Beet.TV has learned that Brightcove’s arrangement with Obama will be multifaceted. It will include ongoing publication of campaign videos, the creation of a Obama “channel” on Brightcove and a syndication function which will allow bloggers and Web sites to have campaign clips published directly on their pages.

Steve Safran at Lost Remote thinks it’s a good idea. I agree. It gives him control of the presentation. But I also saw on YouTube that a few dozen people put up the Obama announcement video. That’s not as smart; it splinters the rank-and-file. What we saw in the Dean campaign is that they want to gather in one place and talk and conspire (and date, too).

The video campaign

So now Barack Obama has used the people’s video to announce his presidential run and get out his own soundbites.

He’s “struck by how hungry we all are for a different kind of politics” and wants to “advance the cause of change and progress that we so desperately need.” It’s the generic change message that Edwards gave in his videos, too. What I’m hungering for already is specifics.

Obama’s charm is made for the small screen: See his appearance on Conan O’Brien. Just one tip: Get a Teleprompter so you’re not always looking to your left.

The YouTube ballot box

John Edwards and Mitt Romney have been making fascinating use of YouTube in the presidential campaign.
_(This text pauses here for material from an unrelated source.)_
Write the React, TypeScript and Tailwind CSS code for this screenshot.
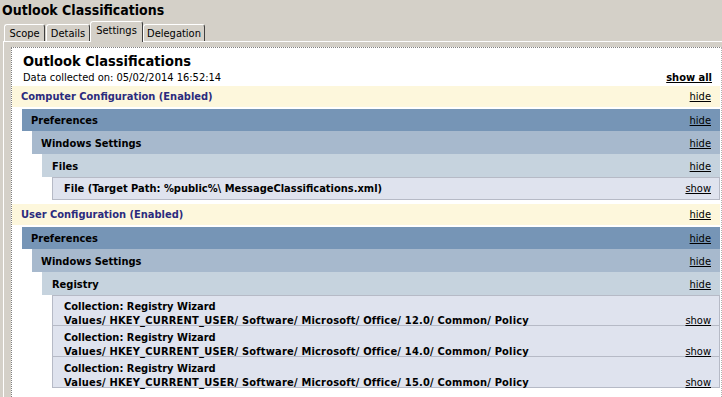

Bob LeDrew makes a couple of equally fascinating observations about what will surely follow:

* War rooms will become expert at finding inconsistencies and getting them YouTubed;
* Inconsistencies will be torqued and played with by selective clipping;
* So many inconsistencies will be found and so many will be torqued that voters will become confused by them, immunized against them, and possibly more apathetic than before (if that’s possible)
* Services like the excellent Annenberg Political Factcheck will become even more indispensable for media and voters alike.

I do like that verb: torqued. Yes, there’ll be a lot of video torquing going on. But I don’t think video will serve only one spin or another. There will also be people just taping what candidates do and say and that will be valuable: life as C-SPAN.